While rights owners have been busy wringing our hands over whether or not we can show an opt-in status for our legacy data, and some unfortunate ones have been sending out emails asking fans to “opt in” without seeing the irony in that (you can’t email a fan asking them to opt-in because if you’re asking them to opt-in you don’t have the right to email them in the first place!) we may have forgotten about the “security principle”.
The security principle is the obligation for you to implement “appropriate technical and organisational measures” when it comes to processing data. And by the way, this isn’t new to GDPR – it was relevant under the EU Data Directive, it’s just the enormity of the new fines that’s drawing our attention to it now.
I wanted to highlight this case because when you consider where credit card details are generally stored in sports rights owner eco-systems, it’s with our partners, our ticketing providers and online store providers, it’s not usually within our own databases.
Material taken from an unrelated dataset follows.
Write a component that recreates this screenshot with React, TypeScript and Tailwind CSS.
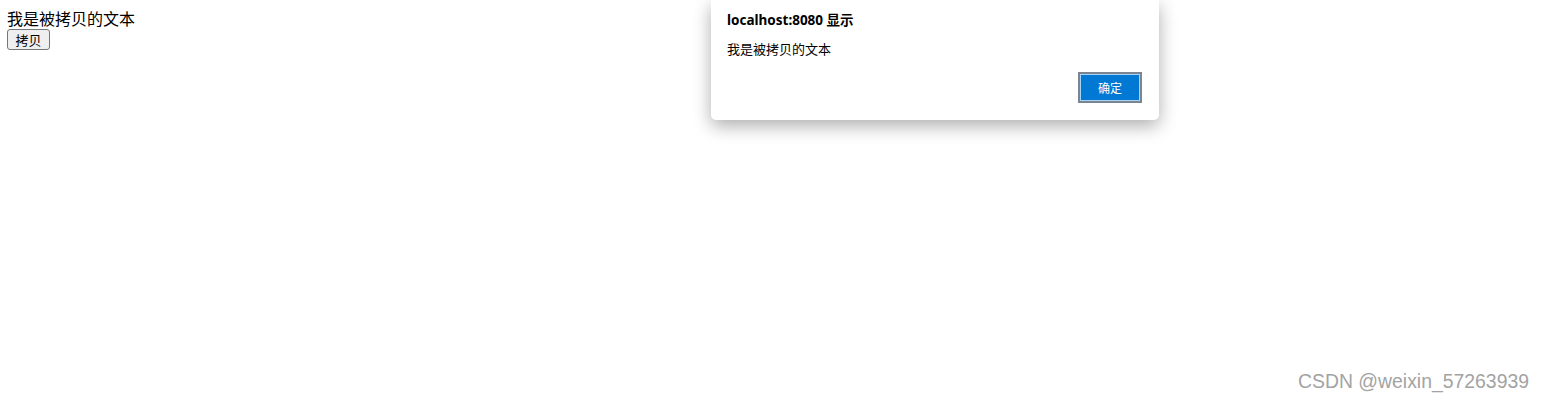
export default function App() {
  return (
    <div className="relative w-full h-[401px] bg-white overflow-hidden">
      <div className="pl-[7px] pt-[8px] flex flex-col items-start">
        <div className="text-[16px] leading-[21px] text-black font-['Microsoft_YaHei','Noto_Sans_CJK_SC',sans-serif]">
          我是被拷贝的文本
        </div>
        <button className="w-[43px] h-[21px] border border-[#767676] rounded-[3px] bg-[#efefef] text-[13px] leading-[19px] text-black flex items-center justify-center font-['Noto_Sans_CJK_SC',sans-serif]">
          拷贝
        </button>
      </div>

      <div className="absolute top-0 left-[711px] w-[448px] bg-white rounded-b-[5px] shadow-[0_6px_18px_rgba(0,0,0,0.32)] pl-[16px] pr-[17px] pt-[11px] pb-[17px] flex flex-col">
        <div className="h-[19px] leading-[19px] text-[13.5px] font-bold text-black font-['Noto_Sans','Noto_Sans_CJK_SC',sans-serif]">
          localhost:8080 显示
        </div>
        <div className="mt-[10px] h-[18px] leading-[18px] text-[13px] text-black font-['Noto_Sans_CJK_SC',sans-serif]">
          我是被拷贝的文本
        </div>
        <div className="mt-[14px] flex justify-end">
          <button className="w-[64px] h-[31px] border-2 border-[#7a8591] bg-[#0078d4] shadow-[inset_0_0_0_1px_#a8d3f5] text-white text-[12px] flex items-center justify-center font-['Noto_Sans_CJK_SC',sans-serif]">
            确定
          </button>
        </div>
      </div>

      <div className="absolute right-[16px] bottom-[9px] text-[19.4px] leading-[22px] text-[#a3a3a3] font-['Liberation_Sans',Arial,sans-serif]">
        CSDN @weixin_57263939
      </div>
    </div>
  );
}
But here’s my question, we’re so busy asking our lawyers and our DPOs to check our opt-ins and our privacy policies, are we also asking them to interrogate our partners who hold our most valuable fan data?
We always advise our clients to ensure their contracts with third parties have a clause that not only place an obligation on their providers to operate within all relevant data legislation, but also to ensure that should they be found in breach and issued a fine, the partner is responsible for paying the rights owner’s share of the fine. This is because under GDPR – and this IS different to the EU Data Directive – in the case of a breach both the Data Controller (you, the rights owner) and the Data Processor (ticketing agencies, online store providers, etc.) are held responsible…..even if it’s actually their fault!
I think this fact has been missed by many rights owners – perhaps even by many businesses outside sport too – but it’s one we’re very attuned to. Indeed as we were working with a ticketing agency’s API last year we identified a process that could have caused a GDPR breach for one of our rights owner clients. We’d seen a misalignment in the quantities of data between our manual process and the integration during our test period so we kept running the manual process asking the ticketing agency to help us identify the issue. Unfortunately, this vendor didn’t take the issue seriously, so we had to keep running the manual process for 6 months until we finally reverse engineered the data feed and identified the error – the vendor’s API documentation was wrong, a data set was incorrectly labelled. And do you know what they did in response? Shrugged their shoulders!
OK so there was no harm done thanks to our commitment to finding the error and running a manual process until we did so, but I was staggered at the vendor’s response.
My point is, every rights owner reading his is no doubt using a third party in at least one area when it comes to the collection, storage and usage of data, so please, please, please place as much focus on their back-end systems and processes as you are their front end tick boxes and privacy policies.
Make your vendors accountable because if they breach with your fans, you may be held accountable.
Not only can the sports industry not afford a fine of the scale BA has incurred – we absolutely can’t afford the reputational damage.